DON'TSBefore you press record

Six things that
kill it instantly.

Recruiters decide whether to keep watching in the first five seconds. Any one of these in your first frame and you've already lost them. Clear all six and you're ahead of most of the field.

Don't № 1

Filming it vertical.

Phones default to portrait. Portrait video plays on a laptop with two black bars and one tiny strip of you in the middle. It signals "I didn't think about this" before you've said hello.

Turn the phone sideways every single time. Landscape, 16:9, no exceptions.
Don't № 2

Going over two minutes.

Recruiters watch dozens of these a week. At two minutes they're already mentally moving on. At ninety seconds you've left them curious. Brevity isn't about speed; it's about respect.

Aim for 90 seconds. Hard ceiling at 2 minutes. If it runs longer, cut, don't rush.
Don't № 3

Reading off a visible script.

The eyes give it away. If you're scanning lines just off-camera, the viewer sees a person reading at them, not talking to them. Connection lost in three seconds.

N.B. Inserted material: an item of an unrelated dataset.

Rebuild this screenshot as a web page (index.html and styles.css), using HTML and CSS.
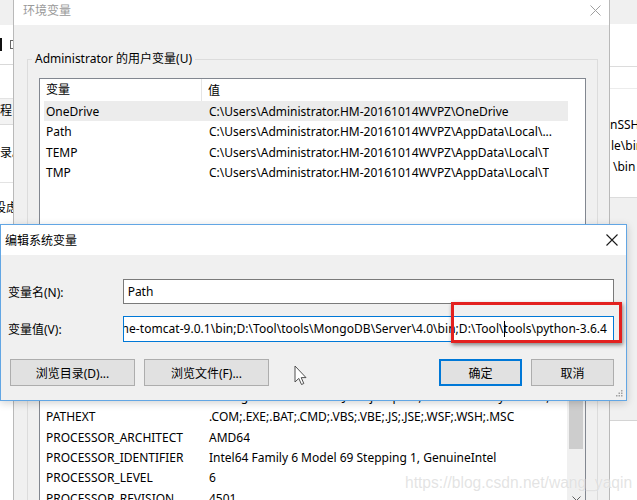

Rehearse three times until you can tell it. Then put the script down and look at the lens.
Don't № 4

Flat, no energy.

A monotone delivery reads as "I don't really want this." Even a strong script dies in a flat voice. Recruiters don't hire vibe; they hire signal, and energy is the signal of someone who actually wants the role.

Smile before you press record. Speak slightly louder than feels natural. Lift the last word of every line.
Don't № 5

A dull, characterless backdrop.

Blank magnolia wall, half-shut door, empty corridor. The picture tells the viewer who you are before the audio kicks in. A backdrop with zero personality reads as a candidate with zero personality.

A tidy bookshelf, a piece of art, a plant, a clean kitchen with one item of interest. Something with life in it.
Don't № 6

Looking like you rolled out of bed.

Bedhead, crumpled t-shirt, three-day stubble that wasn't intentional. The viewer sees the same effort you'd bring to day one. Personal presentation is the silent first sentence.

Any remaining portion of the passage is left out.